Heraklius bertanya kepada orang tersebut tentang
orang-orang Arab yang lainnya, dikhitankah mereka ataukah tidak?”
Dia menjawab, “Orang Arab itu dikhitan semuanya.”
Heraklius berkata, ‘Inilah raja umat, sesungguhnya
dia telah terlahir.”
Kemudian Heraklius berkirim surat kepada seorang
sahabatnya di Roma yang ilmunya setaraf dengannya (untuk menceritakan perihal
kelahiran Nabi Muhammad SAW). Sementara itu, ia meneruskan perjalanannya ke
negeri Himsha, tetapi sebelum tiba di Himsha, balasan surat dari sahabatnya itu
telah tiba terlebih dahulu. Sahabatnya itu menyetujui pendapat Heraklius bahwa
Muhammad telah lahir dan bahwa beliau memang seorang Nabi.

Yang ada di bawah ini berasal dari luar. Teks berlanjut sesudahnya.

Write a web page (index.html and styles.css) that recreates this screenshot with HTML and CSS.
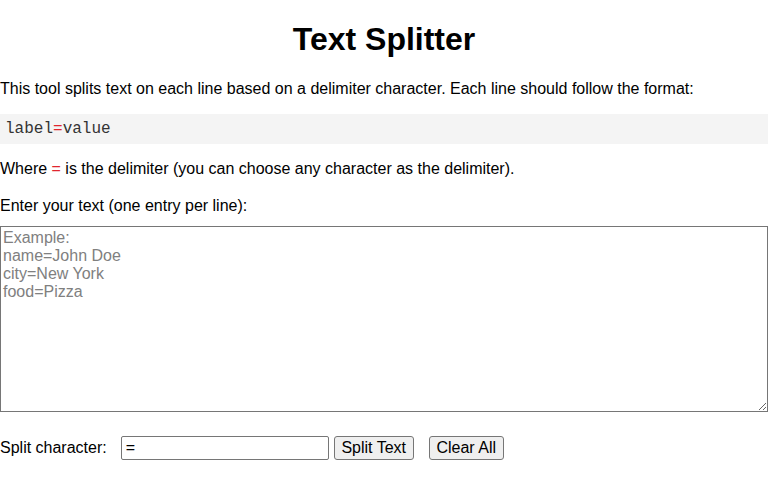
FILE: index.html
```html
<!DOCTYPE html>
<html>
<head>
<meta charset="utf-8">
<title>Text Splitter</title>
<link rel="stylesheet" href="styles.css">
</head>
<body>
<h1 class="title">Text Splitter</h1>
<p class="text">This tool splits text on each line based on a delimiter character. Each line should follow the format:</p>
<pre class="code">label<span class="delim">=</span>value</pre>
<p class="text">Where <span class="delim">=</span> is the delimiter (you can choose any character as the delimiter).</p>
<label class="input-label" for="txt">Enter your text (one entry per line):</label>
<textarea id="txt" class="text-input" rows="10" placeholder="Example:
name=John Doe
city=New York
food=Pizza"></textarea>
<div class="controls">
  <label class="split-label" for="delim">Split character:</label>
  <input id="delim" class="delim-input" type="text" value="=">
  <button class="btn btn-split">Split Text</button>
  <button class="btn btn-clear">Clear All</button>
</div>
</body>
</html>
```
FILE: styles.css
```css
html, body {
  margin: 0;
  padding: 0;
  background: #fff;
}
body {
  font-family: "Liberation Sans", Arial, sans-serif;
  font-size: 16px;
  color: #000;
}
.title {
  font-size: 32px;
  font-weight: bold;
  text-align: center;
  margin: 21px 0 22px;
  line-height: 37px;
}
.text {
  margin: 16px 0;
  line-height: 18px;
}
.code {
  margin: 0;
  background: #f4f4f4;
  padding: 6px 5px;
  font-family: Courier, "Nimbus Mono PS", "Nimbus Mono L", FreeMono, "Liberation Mono", monospace;
  font-size: 16px;
  line-height: 18px;
  color: #333;
}
.delim {
  color: #e0262f;
}
.input-label {
  display: block;
  margin-top: 19px;
  line-height: 18px;
}
.text-input {
  display: block;
  box-sizing: border-box;
  width: 100%;
  height: 186px;
  margin: 11px 0 0;
  padding: 2px;
  border: 1px solid #767676;
  font-family: "Liberation Sans", Arial, sans-serif;
  font-size: 16px;
  line-height: 18px;
  resize: vertical;
}
.text-input::placeholder {
  color: #808080;
}
.controls {
  display: flex;
  align-items: center;
  margin-top: 24px;
  height: 24px;
}
.split-label {
  margin-right: 14px;
  line-height: 18px;
}
.delim-input {
  box-sizing: border-box;
  width: 208px;
  height: 24px;
  margin: 0 5px 0 0;
  padding: 1px 4px;
  border: 1px solid #767676;
  border-radius: 2px;
  font-family: "Liberation Sans", Arial, sans-serif;
  font-size: 16px;
}
.btn {
  box-sizing: border-box;
  height: 24px;
  margin: 0;
  padding: 1px 6px;
  border: 1px solid #767676;
  border-radius: 3px;
  background: #efefef;
  font-family: "Liberation Sans", Arial, sans-serif;
  font-size: 16px;
  color: #000;
}
.btn-split {
  width: 80px;
  margin-right: 15px;
}
.btn-clear {
  width: 75px;
}
```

Heraklius lalu mengundang para pembesar Roma
supaya datang ke tempatnya di Himsha. Setelah semuanya hadir dalam majlisnya, Heraklius
memerintahkan supaya mengunci semua pintu.
Kemudian dia berkata, “Wahai bangsa Rum, maukah
anda semua beroleh kemenangan dan kemajuan yang gilang gemilang, sedangkan
kerajaan tetap utuh di tangan kita? Kalau mau, akuilah Muhammad sebagai Nabi!.”
Mendengar ucapan itu, mereka lari bagaikan keledai
liar, padahal semua pintu telah terkunci. Melihat keadaan yang demikian, Heraklius
jadi putus harapan yang mereka akan beriman (percaya kepada kenabian Muhammad).
Lalu dia memerintahkan mereka kembali ke tempat
masing-masing seraya berkata, “Sesungguhnya saya mengucapkan perkataan saya
tadi hanyalah sekedar menguji keteguhan hati anda semua. Kini saya telah
melihat keteguhan itu.” Lalu mereka sujud di hadapan Heraklius dan mereka
senang kepadanya. Demikianlah akhir kisah Heraklius.
Telah diriwayatkan oleh Shalih bin Kaisan dan
Yunus dan Ma’mar dari Az Zuhri.
Sumber: Shahih al-Bukhari hadis No. 6.